In this “Expert Insight,” well-known tax attorney and BNA Multistate Tax Advisory Board member Bruce Ely answers our questions about the emergence of Series LLCs and the questions surrounding the state tax treatment of these entities. As a member of a task force working on a comprehensive report for the U.S. Treasury Department and the ABA Tax Section, Ely is uniquely situated to offer insight on this topic but cautioned us that the responses he gave to us below are purely his own personal views.
BBNA: What is the next generation of pass-through entity?

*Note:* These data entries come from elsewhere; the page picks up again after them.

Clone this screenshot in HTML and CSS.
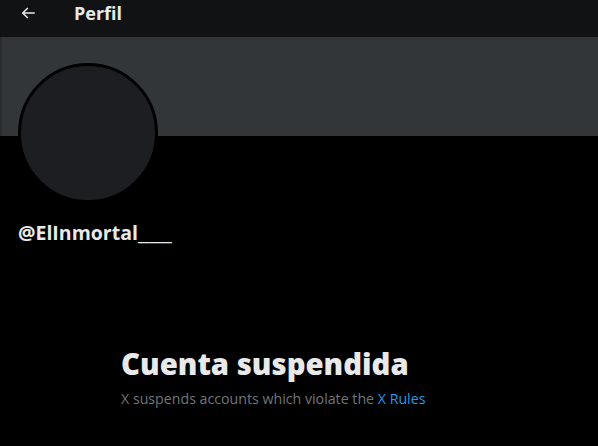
FILE: index.html
```html
<!DOCTYPE html>
<html lang="es">
<head>
    <meta charset="UTF-8">
    <meta name="viewport" content="width=device-width, initial-scale=1.0">
    <title>Perfil</title>
    <link rel="stylesheet" href="styles.css">
</head>
<body>

    <!-- Top bar -->
    <div class="topbar">
        <div class="back">
            <svg viewBox="0 0 24 24" width="18" height="18"><path d="M7.414 13l5.043 5.04-1.414 1.42L3.586 12l7.457-7.46 1.414 1.42L7.414 11H21v2H7.414z" fill="#e7e9ea"/></svg>
        </div>
        <h2 class="title">Perfil</h2>
    </div>

    <!-- Banner + avatar -->
    <div class="banner"></div>
    <div class="profile">
        <div class="avatar"></div>
        <div class="handle">@ElInmortal<span class="under">___</span></div>
    </div>

    <!-- Suspended message -->
    <div class="suspended">
        <h1>Cuenta suspendida</h1>
        <p>X suspends accounts which violate the <a href="#">X Rules</a></p>
    </div>

</body>
</html>
```

FILE: styles.css
```css
body {
    margin: 0;
    background: #000;
    color: #e7e9ea;
    font-family: 'Open Sans', 'Noto Sans', sans-serif;
    height: 100vh;
    overflow: hidden;
}

.topbar {
    height: 37px;
    background: #111214;
    display: flex;
    align-items: center;
}

.back {
    width: 74px;
    display: flex;
    padding-left: 19px;
    box-sizing: border-box;
    margin-top: -12px;
}

.title {
    margin: -12px 0 0 0;
    font-size: 18px;
    font-weight: 700;
    color: #e7e9ea;
}

.banner {
    height: 99px;
    background: #333639;
    border-left: 2px solid #2a2c2f;
}

.profile {
    padding-left: 18px;
    margin-top: -73px;
}

/* Avatar overlaps the banner */
.avatar {
    width: 134px;
    height: 134px;
    border-radius: 50%;
    background: #1c1e21;
    border: 3px solid #000;
}

.handle {
    margin-top: 17px;
    font-size: 19.5px;
    font-weight: 700;
    line-height: 26px;
    color: #e7e9ea;
}

/* underscores are wider in the original font */
.handle .under {
    display: inline-block;
    transform: scaleX(1.4);
    transform-origin: left;
}

.suspended {
    padding-left: 121px;
    margin-top: 98px;
}

.suspended h1 {
    margin: 0;
    font-size: 29.3px;
    font-weight: 800;
    line-height: 40px;
    color: #e7e9ea;
}

.suspended p {
    margin: 5px 0 0 0;
    font-size: 14.2px;
    color: #71767b;
}

.suspended a {
    color: #1d9bf0;
    text-decoration: none;
}
```
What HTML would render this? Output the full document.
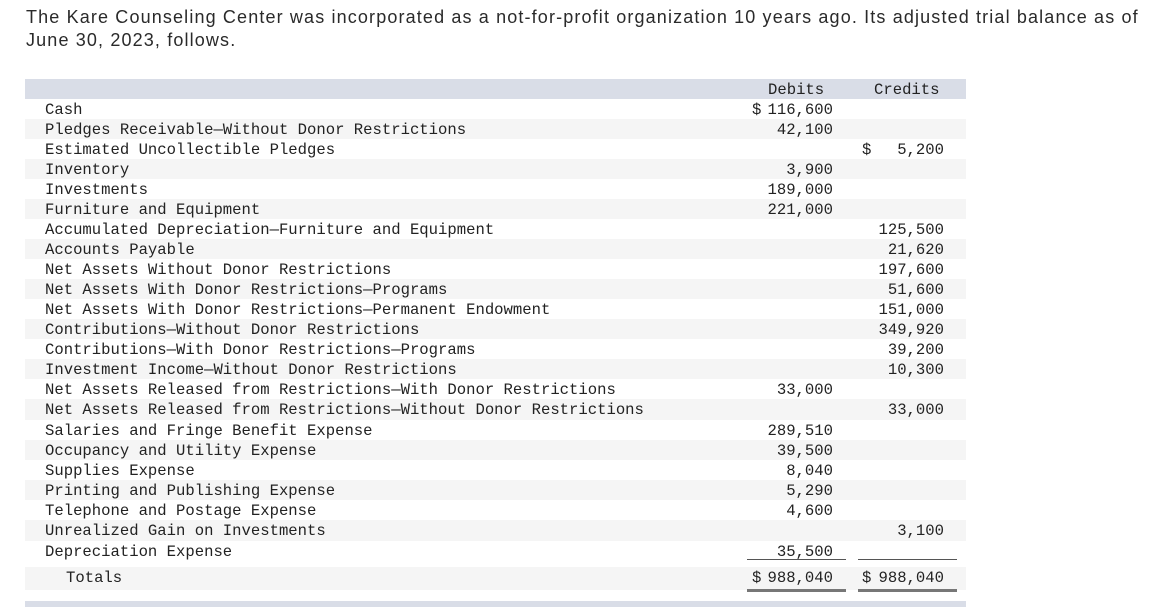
<!DOCTYPE html>
<html><head><meta charset="utf-8"><style>
body{margin:0;width:1151px;height:607px;background:#fff;position:relative;overflow:hidden;color:#222}
.p{position:absolute;left:26px;top:6px;font:18px/23px "Liberation Sans",sans-serif;letter-spacing:1.14px;white-space:nowrap;color:#2a2a2a}
.r{position:absolute;left:25px;width:941px;height:20px;font:15.6px/20px "Liberation Mono","DejaVu Sans Mono",monospace;white-space:pre;color:#222}
.r span{top:1px!important}
.g{background:#f5f5f5}
.h{background:#d9dde7}
.l{position:absolute;left:20px;top:0}
.d{position:absolute;right:133px;top:0}
.c{position:absolute;right:22px;top:0}
.ds{position:absolute;left:727px;top:0}
.cs{position:absolute;left:837px;top:0}
.line{position:absolute;height:1px;background:#555}
</style></head><body>
<div class="p">The Kare Counseling Center was incorporated as a not-for-profit organization 10 years ago. Its adjusted trial balance as of<br>June 30, 2023, follows.</div>

<div class="r h" style="top:79px"><span style="position:absolute;left:743px">Debits</span><span style="position:absolute;left:849px">Credits</span></div>
<div class="r" style="top:99px"><span class="l">Cash</span><span class="ds">$</span><span class="d">116,600</span></div>
<div class="r g" style="top:119px"><span class="l">Pledges Receivable—Without Donor Restrictions</span><span class="d">42,100</span></div>
<div class="r" style="top:139px"><span class="l">Estimated Uncollectible Pledges</span><span class="cs">$</span><span class="c">5,200</span></div>
<div class="r g" style="top:159px"><span class="l">Inventory</span><span class="d">3,900</span></div>
<div class="r" style="top:179px"><span class="l">Investments</span><span class="d">189,000</span></div>
<div class="r g" style="top:199px"><span class="l">Furniture and Equipment</span><span class="d">221,000</span></div>
<div class="r" style="top:219px"><span class="l">Accumulated Depreciation—Furniture and Equipment</span><span class="c">125,500</span></div>
<div class="r g" style="top:239px"><span class="l">Accounts Payable</span><span class="c">21,620</span></div>
<div class="r" style="top:259px"><span class="l">Net Assets Without Donor Restrictions</span><span class="c">197,600</span></div>
<div class="r g" style="top:279px"><span class="l">Net Assets With Donor Restrictions—Programs</span><span class="c">51,600</span></div>
<div class="r" style="top:299px"><span class="l">Net Assets With Donor Restrictions—Permanent Endowment</span><span class="c">151,000</span></div>
<div class="r g" style="top:319px"><span class="l">Contributions—Without Donor Restrictions</span><span class="c">349,920</span></div>
<div class="r" style="top:339px"><span class="l">Contributions—With Donor Restrictions—Programs</span><span class="c">39,200</span></div>
<div class="r g" style="top:359px"><span class="l">Investment Income—Without Donor Restrictions</span><span class="c">10,300</span></div>
<div class="r" style="top:379px"><span class="l">Net Assets Released from Restrictions—With Donor Restrictions</span><span class="d">33,000</span></div>
<div class="r g" style="top:399px;height:21px"><span class="l">Net Assets Released from Restrictions—Without Donor Restrictions</span><span class="c">33,000</span></div>
<div class="r" style="top:420px"><span class="l">Salaries and Fringe Benefit Expense</span><span class="d">289,510</span></div>
<div class="r g" style="top:440px"><span class="l">Occupancy and Utility Expense</span><span class="d">39,500</span></div>
<div class="r" style="top:460px"><span class="l">Supplies Expense</span><span class="d">8,040</span></div>
<div class="r g" style="top:480px"><span class="l">Printing and Publishing Expense</span><span class="d">5,290</span></div>
<div class="r" style="top:500px"><span class="l">Telephone and Postage Expense</span><span class="d">4,600</span></div>
<div class="r g" style="top:520px;height:21px"><span class="l">Unrealized Gain on Investments</span><span class="c">3,100</span></div>
<div class="r" style="top:541px;height:26px"><span class="l">Depreciation Expense</span><span class="d">35,500</span></div>
<div class="r g" style="top:567px;height:23px;line-height:21px"><span class="l" style="left:41px">Totals</span><span class="ds">$</span><span class="d">988,040</span><span class="cs">$</span><span class="c">988,040</span></div>
<div class="line" style="left:747px;width:99px;top:559px"></div>
<div class="line" style="left:858px;width:99px;top:559px"></div>
<div class="line" style="left:747px;width:99px;top:589px;height:3px;background:#777"></div>
<div class="line" style="left:858px;width:99px;top:589px;height:3px;background:#777"></div>
<div style="position:absolute;left:25px;top:601px;width:941px;height:6px;background:#d9dde7"></div>
</body></html>
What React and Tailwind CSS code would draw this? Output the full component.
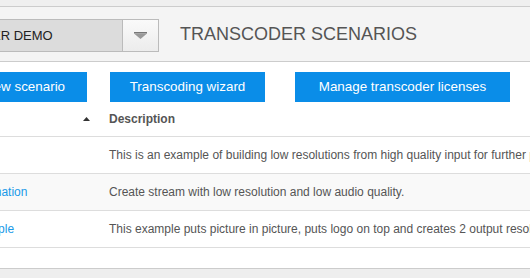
import React from 'react';

const rows = [
  {
    name: 'Basic',
    desc: 'This is an example of building low resolutions from high quality input for further processing.',
  },
  {
    name: 'Low resolutions combination',
    desc: 'Create stream with low resolution and low audio quality.',
  },
  {
    name: 'Picture in picture example',
    desc: 'This example puts picture in picture, puts logo on top and creates 2 output resolutions.',
  },
];

const App = () => {
  return (
    <div className="w-[530px] h-[278px] overflow-hidden bg-white font-['Liberation_Sans',Arial,sans-serif]">
      <div className="h-[6px] bg-[#efefef]" />

      {/* header bar */}
      <div className="h-[56px] bg-[#f4f4f4] border-y border-[#cccccc] flex items-center">
        <div className="-ml-[37px] mt-[3px] flex h-[33px] border border-[#bbbbbb]">
          <div className="w-[158px] bg-[#dcdcdc] pl-[10px] flex items-center text-[13px] text-[#222] whitespace-nowrap">
            USER DEMO
          </div>
          <div className="w-[36px] border-l border-[#bbbbbb] bg-gradient-to-b from-[#fafafa] to-[#ececec] flex items-center justify-center">
            <svg width="13" height="7" viewBox="0 0 13 7">
              <rect x="0" y="0" width="13" height="1.5" fill="#777" />
              <path d="M0 1.5 L13 1.5 L6.5 7 Z" fill="#999" />
            </svg>
          </div>
        </div>
        <h1 className="ml-[21px] text-[18px] text-[#555] whitespace-nowrap">TRANSCODER SCENARIOS</h1>
      </div>

      {/* action buttons */}
      <div className="-ml-[38px] mt-[10px] flex text-[13.4px] text-white whitespace-nowrap">
        <button className="w-[125px] h-[30px] bg-[#0a8de8]">New scenario</button>
        <button className="ml-[23px] w-[155px] h-[30px] bg-[#0a8de8]">Transcoding wizard</button>
        <button className="ml-[30px] w-[215px] h-[30px] bg-[#0a8de8]">Manage transcoder licenses</button>
      </div>

      {/* table */}
      <div className="-ml-[124px] w-[800px]">
        <div className="flex h-[35px] border-b border-[#dddddd] text-[12px] font-bold text-[#555]">
          <div className="w-[224px] flex items-center justify-between pr-[10px]">
            <span>Name</span>
            <svg width="7" height="4" viewBox="0 0 7 4">
              <path d="M0 4 L3.5 0 L7 4 Z" fill="#333" />
            </svg>
          </div>
          <div className="flex items-center pl-[9px]">Description</div>
        </div>
        {rows.map((r, i) => (
          <div
            key={r.name}
            className={`flex h-[37px] border-b border-[#dddddd] text-[12px] whitespace-nowrap ${i === 1 ? 'bg-[#f9f9f9]' : 'bg-white'}`}
          >
            <div className="w-[224px] flex items-center text-[#1a9ae8]">{r.name}</div>
            <div className="flex items-center pl-[9px] text-[#555]">{r.desc}</div>
          </div>
        ))}
      </div>

      <div className="h-[20px] bg-white" />
      <div className="h-[20px] border-t border-[#cccccc] bg-[#eeeeee]" />
    </div>
  );
};

export default App;
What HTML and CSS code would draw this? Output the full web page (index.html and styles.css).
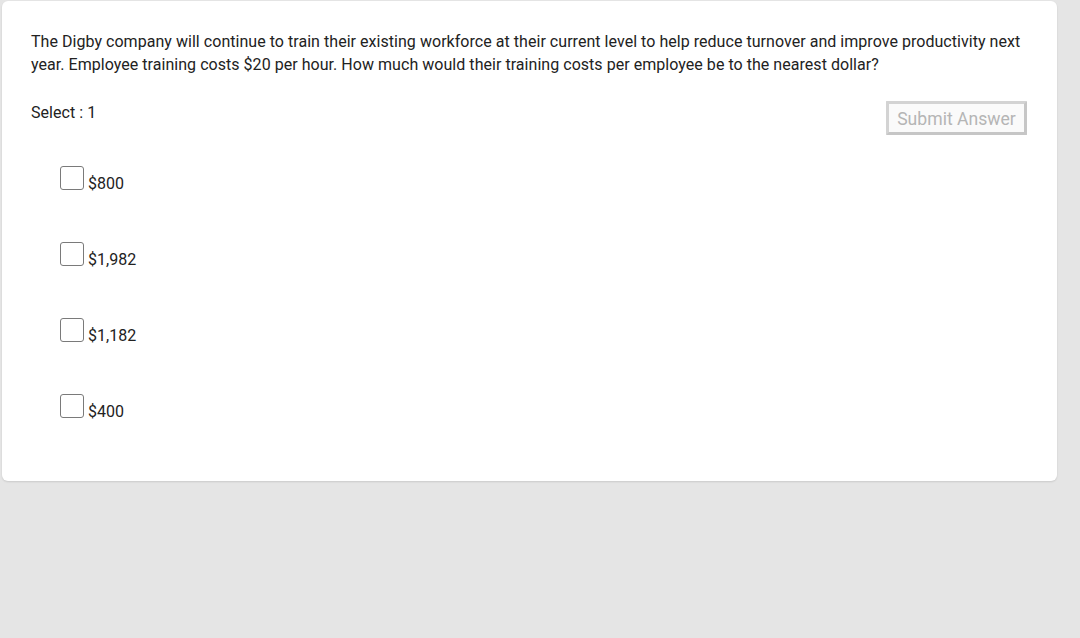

BRUCE ELY:The next generation of pass-through entity is called a “Series LLC.” In a series LLC, members, managers, and membership interests are treated as separate and distinct “series,” almost as if each were a separate LLC, so that the debts, liabilities, and obligations incurred or contracted with respect to a particular series are enforceable against the assets of that series only, and not against the assets of the “mother ship” LLC or the other series.
Since 1996, Delaware law has permitted LLCs to form and register separate series within a single LLC (collectively, a series LLC). Eight other states and Washington D.C. also now officially authorize their formation, while at least two others recognize series LLCs formed in other states. In our experience, most multistate series LLCs are formed under either Delaware law or Illinois law.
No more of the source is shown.